* INPUT MATERIAL:
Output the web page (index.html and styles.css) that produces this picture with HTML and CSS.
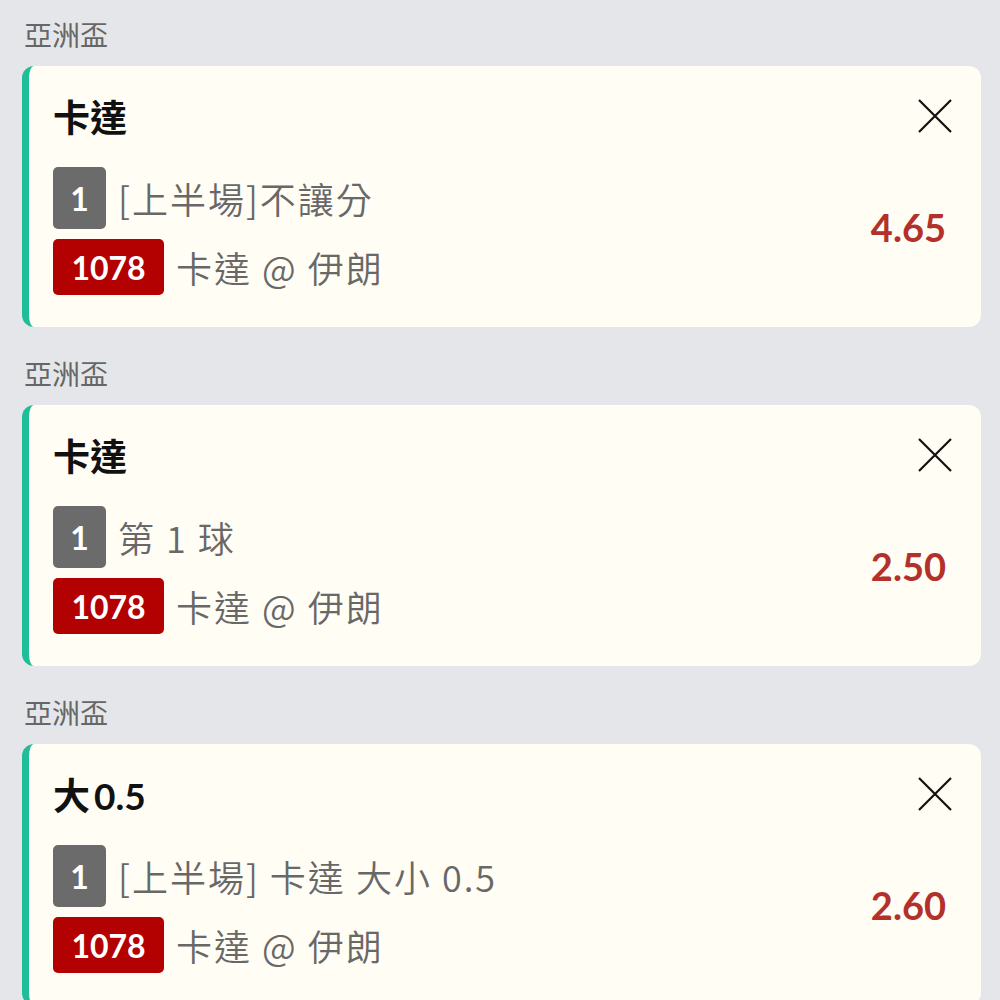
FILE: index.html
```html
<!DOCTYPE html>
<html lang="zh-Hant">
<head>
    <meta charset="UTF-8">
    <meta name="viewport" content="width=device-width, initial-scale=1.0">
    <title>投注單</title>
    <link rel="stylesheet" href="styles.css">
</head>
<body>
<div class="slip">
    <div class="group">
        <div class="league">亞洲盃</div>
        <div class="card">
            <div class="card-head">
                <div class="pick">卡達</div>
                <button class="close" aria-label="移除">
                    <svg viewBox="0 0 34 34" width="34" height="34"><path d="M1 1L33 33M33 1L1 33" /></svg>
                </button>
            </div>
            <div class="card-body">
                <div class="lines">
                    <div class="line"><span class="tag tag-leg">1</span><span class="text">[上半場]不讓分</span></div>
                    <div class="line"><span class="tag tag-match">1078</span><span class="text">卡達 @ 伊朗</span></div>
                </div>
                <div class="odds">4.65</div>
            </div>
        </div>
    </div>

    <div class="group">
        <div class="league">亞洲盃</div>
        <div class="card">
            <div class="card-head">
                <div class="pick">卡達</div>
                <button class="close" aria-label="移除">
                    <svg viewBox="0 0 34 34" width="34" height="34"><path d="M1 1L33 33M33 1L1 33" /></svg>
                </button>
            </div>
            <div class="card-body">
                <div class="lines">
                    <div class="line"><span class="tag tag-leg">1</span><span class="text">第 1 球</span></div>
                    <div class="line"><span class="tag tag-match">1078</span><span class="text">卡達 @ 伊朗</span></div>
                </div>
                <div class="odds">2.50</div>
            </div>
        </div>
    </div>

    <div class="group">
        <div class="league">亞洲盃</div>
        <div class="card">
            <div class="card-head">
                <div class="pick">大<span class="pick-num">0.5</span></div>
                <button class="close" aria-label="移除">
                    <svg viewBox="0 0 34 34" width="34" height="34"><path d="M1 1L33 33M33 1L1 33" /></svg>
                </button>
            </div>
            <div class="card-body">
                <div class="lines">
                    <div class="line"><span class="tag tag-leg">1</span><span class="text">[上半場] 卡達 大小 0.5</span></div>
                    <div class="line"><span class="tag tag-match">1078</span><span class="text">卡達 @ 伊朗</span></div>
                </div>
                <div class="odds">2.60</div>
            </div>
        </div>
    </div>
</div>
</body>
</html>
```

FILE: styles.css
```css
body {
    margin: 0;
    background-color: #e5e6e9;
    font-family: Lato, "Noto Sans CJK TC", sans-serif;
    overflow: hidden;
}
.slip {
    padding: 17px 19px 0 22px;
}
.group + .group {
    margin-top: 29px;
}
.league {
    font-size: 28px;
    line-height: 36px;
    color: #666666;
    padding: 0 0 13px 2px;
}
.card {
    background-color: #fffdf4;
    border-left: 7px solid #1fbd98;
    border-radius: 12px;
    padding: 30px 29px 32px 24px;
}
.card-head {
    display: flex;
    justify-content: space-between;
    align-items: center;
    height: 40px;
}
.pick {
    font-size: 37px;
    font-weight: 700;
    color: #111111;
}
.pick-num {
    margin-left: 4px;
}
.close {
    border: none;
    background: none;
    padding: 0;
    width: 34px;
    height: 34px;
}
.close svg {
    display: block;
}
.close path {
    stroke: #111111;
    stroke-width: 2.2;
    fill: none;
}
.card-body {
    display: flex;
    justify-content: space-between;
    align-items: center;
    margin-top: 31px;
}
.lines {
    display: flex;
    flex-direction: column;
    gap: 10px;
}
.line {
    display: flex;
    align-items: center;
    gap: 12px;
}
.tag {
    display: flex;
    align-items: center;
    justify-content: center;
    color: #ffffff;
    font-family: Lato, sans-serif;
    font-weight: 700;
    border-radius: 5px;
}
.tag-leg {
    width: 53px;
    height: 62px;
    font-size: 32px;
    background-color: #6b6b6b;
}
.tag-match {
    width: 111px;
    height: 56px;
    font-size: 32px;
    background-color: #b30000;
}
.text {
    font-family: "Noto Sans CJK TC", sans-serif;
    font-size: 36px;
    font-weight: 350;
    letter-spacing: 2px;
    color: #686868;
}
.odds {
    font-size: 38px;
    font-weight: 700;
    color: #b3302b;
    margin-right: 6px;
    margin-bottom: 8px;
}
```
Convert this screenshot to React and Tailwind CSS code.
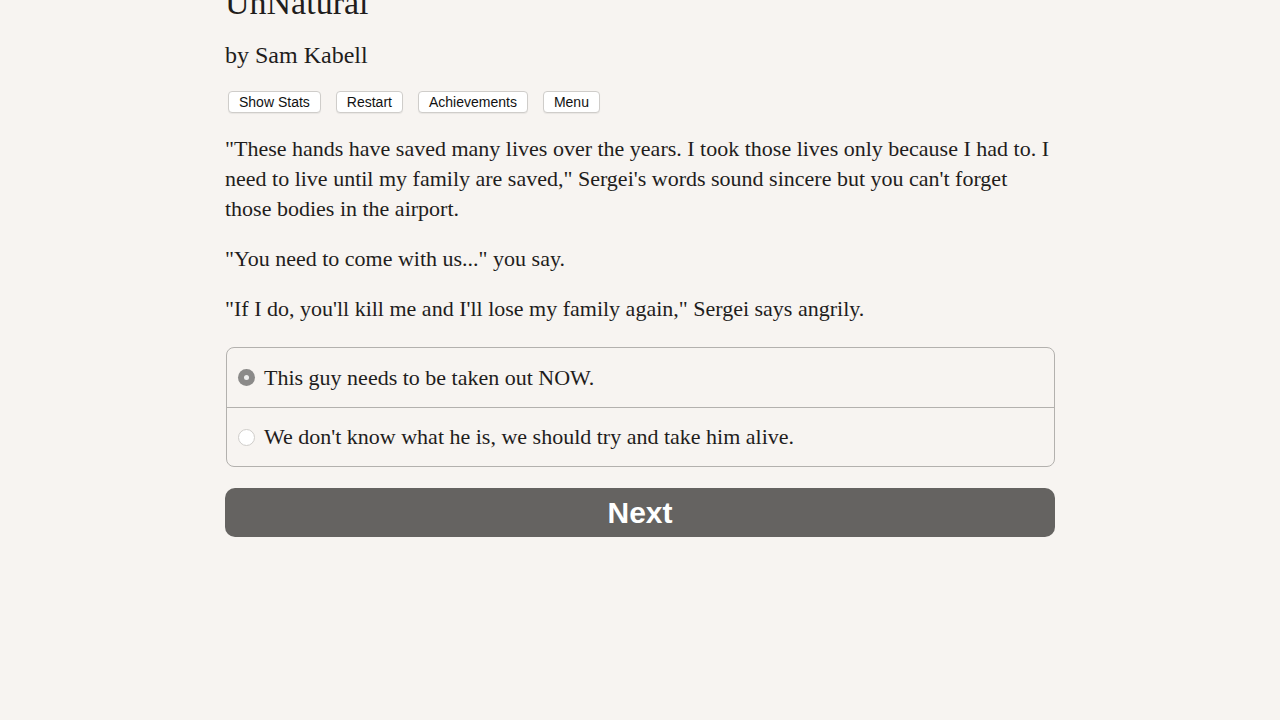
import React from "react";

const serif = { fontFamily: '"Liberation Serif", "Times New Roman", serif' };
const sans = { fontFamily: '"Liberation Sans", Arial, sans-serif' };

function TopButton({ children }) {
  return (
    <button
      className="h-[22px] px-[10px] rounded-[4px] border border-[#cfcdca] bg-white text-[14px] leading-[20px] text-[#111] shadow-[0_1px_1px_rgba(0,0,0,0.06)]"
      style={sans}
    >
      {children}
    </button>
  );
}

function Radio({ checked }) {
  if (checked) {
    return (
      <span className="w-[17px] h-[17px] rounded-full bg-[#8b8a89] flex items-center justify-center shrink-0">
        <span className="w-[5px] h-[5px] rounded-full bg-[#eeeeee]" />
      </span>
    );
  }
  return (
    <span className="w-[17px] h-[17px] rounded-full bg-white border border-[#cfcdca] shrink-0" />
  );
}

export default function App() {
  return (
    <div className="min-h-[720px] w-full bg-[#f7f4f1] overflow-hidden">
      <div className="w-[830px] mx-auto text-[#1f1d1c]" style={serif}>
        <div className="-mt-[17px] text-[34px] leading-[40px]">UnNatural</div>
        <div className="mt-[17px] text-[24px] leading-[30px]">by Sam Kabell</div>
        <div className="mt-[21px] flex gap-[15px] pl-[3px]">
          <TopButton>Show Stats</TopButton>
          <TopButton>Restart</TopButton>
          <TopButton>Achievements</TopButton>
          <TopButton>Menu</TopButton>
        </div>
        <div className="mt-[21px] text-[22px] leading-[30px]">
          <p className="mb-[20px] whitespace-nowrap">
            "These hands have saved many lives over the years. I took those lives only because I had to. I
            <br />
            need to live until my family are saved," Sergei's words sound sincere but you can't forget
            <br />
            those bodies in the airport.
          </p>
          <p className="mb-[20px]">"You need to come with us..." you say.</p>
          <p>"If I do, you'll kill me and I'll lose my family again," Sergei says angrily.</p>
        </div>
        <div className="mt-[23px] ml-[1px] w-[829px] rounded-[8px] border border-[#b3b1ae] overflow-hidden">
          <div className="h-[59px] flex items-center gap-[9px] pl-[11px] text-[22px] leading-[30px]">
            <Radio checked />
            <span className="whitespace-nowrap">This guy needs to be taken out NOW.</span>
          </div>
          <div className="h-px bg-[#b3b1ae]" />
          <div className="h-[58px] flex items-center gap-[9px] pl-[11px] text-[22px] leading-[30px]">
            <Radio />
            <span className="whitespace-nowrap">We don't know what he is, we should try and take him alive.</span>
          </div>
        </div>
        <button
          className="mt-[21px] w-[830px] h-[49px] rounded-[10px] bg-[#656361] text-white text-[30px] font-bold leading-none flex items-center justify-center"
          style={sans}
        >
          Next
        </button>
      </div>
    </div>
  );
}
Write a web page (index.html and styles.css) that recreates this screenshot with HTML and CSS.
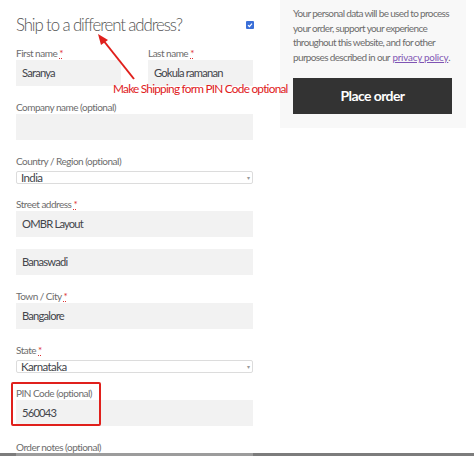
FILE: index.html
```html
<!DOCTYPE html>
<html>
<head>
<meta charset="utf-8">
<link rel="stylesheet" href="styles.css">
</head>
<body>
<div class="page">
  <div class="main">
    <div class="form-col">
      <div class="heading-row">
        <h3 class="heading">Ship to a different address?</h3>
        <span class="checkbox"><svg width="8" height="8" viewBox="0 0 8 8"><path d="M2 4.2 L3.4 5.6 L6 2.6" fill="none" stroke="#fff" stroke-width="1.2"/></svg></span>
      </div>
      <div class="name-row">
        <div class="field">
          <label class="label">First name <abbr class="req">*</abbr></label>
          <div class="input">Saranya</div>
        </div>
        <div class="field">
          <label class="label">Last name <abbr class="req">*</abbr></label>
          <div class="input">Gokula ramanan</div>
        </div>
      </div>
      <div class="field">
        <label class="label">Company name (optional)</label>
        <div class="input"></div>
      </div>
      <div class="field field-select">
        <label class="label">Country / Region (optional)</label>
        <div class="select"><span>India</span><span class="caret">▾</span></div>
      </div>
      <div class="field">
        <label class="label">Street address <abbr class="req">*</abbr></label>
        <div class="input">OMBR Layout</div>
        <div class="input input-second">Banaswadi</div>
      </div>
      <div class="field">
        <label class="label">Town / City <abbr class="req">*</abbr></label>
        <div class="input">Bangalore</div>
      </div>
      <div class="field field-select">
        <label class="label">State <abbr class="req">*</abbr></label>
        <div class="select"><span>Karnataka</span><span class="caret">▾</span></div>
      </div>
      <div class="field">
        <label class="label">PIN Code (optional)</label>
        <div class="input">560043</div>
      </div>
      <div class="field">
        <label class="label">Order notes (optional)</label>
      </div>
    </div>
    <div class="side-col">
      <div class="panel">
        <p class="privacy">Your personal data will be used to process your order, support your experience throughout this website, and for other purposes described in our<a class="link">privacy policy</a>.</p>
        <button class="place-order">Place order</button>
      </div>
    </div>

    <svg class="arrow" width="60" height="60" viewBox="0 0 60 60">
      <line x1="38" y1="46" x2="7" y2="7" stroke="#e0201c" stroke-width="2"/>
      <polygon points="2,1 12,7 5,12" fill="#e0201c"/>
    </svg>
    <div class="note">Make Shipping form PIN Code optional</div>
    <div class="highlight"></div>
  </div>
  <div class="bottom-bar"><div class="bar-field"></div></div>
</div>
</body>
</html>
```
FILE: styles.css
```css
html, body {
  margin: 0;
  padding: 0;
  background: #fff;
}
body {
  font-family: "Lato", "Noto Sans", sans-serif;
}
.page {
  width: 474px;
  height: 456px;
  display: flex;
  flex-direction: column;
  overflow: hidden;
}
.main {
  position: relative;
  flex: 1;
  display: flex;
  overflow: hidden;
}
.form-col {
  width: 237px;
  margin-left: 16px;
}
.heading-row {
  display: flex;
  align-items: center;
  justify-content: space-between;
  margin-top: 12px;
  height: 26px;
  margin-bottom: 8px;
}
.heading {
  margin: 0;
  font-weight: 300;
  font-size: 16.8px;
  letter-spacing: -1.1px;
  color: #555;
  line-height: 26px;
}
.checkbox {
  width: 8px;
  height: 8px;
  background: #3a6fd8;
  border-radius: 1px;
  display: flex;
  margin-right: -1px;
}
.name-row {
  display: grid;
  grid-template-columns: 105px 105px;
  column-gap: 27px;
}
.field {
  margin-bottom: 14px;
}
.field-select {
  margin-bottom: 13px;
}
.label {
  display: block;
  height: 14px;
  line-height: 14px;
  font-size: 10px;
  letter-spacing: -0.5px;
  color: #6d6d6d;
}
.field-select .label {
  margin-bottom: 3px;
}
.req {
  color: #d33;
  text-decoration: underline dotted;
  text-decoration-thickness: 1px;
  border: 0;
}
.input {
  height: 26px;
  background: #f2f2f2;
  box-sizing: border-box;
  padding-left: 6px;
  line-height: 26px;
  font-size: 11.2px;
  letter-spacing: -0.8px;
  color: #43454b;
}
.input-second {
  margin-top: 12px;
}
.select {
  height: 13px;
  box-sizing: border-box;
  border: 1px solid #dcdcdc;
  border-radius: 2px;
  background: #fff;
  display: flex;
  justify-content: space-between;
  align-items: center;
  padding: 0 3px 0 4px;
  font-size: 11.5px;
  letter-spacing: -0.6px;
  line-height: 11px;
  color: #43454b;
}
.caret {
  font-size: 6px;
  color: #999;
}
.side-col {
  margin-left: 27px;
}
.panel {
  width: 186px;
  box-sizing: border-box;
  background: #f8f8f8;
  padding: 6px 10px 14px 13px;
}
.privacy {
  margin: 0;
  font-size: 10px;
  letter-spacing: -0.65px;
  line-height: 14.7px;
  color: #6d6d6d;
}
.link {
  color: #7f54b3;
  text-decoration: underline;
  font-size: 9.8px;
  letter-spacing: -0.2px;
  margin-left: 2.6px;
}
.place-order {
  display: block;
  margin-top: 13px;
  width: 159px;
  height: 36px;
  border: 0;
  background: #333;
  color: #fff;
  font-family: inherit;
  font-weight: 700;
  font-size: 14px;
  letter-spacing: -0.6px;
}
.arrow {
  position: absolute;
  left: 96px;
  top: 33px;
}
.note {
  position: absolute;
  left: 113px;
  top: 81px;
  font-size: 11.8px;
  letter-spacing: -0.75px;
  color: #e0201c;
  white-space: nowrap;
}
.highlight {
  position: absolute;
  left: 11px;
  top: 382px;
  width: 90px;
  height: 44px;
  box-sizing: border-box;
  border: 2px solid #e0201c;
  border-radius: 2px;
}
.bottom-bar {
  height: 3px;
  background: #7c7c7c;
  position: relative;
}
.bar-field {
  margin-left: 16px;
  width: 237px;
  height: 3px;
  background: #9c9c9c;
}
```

* TASK OBJECTIVE:
Using the listing, copy every line where the word "styles" shows up.

* TASK ANSWER:
Output the web page (index.html and styles.css) that produces this picture with HTML and CSS.
    <link rel="stylesheet" href="styles.css">
FILE: styles.css
Write a web page (index.html and styles.css) that recreates this screenshot with HTML and CSS.
<link rel="stylesheet" href="styles.css">
FILE: styles.css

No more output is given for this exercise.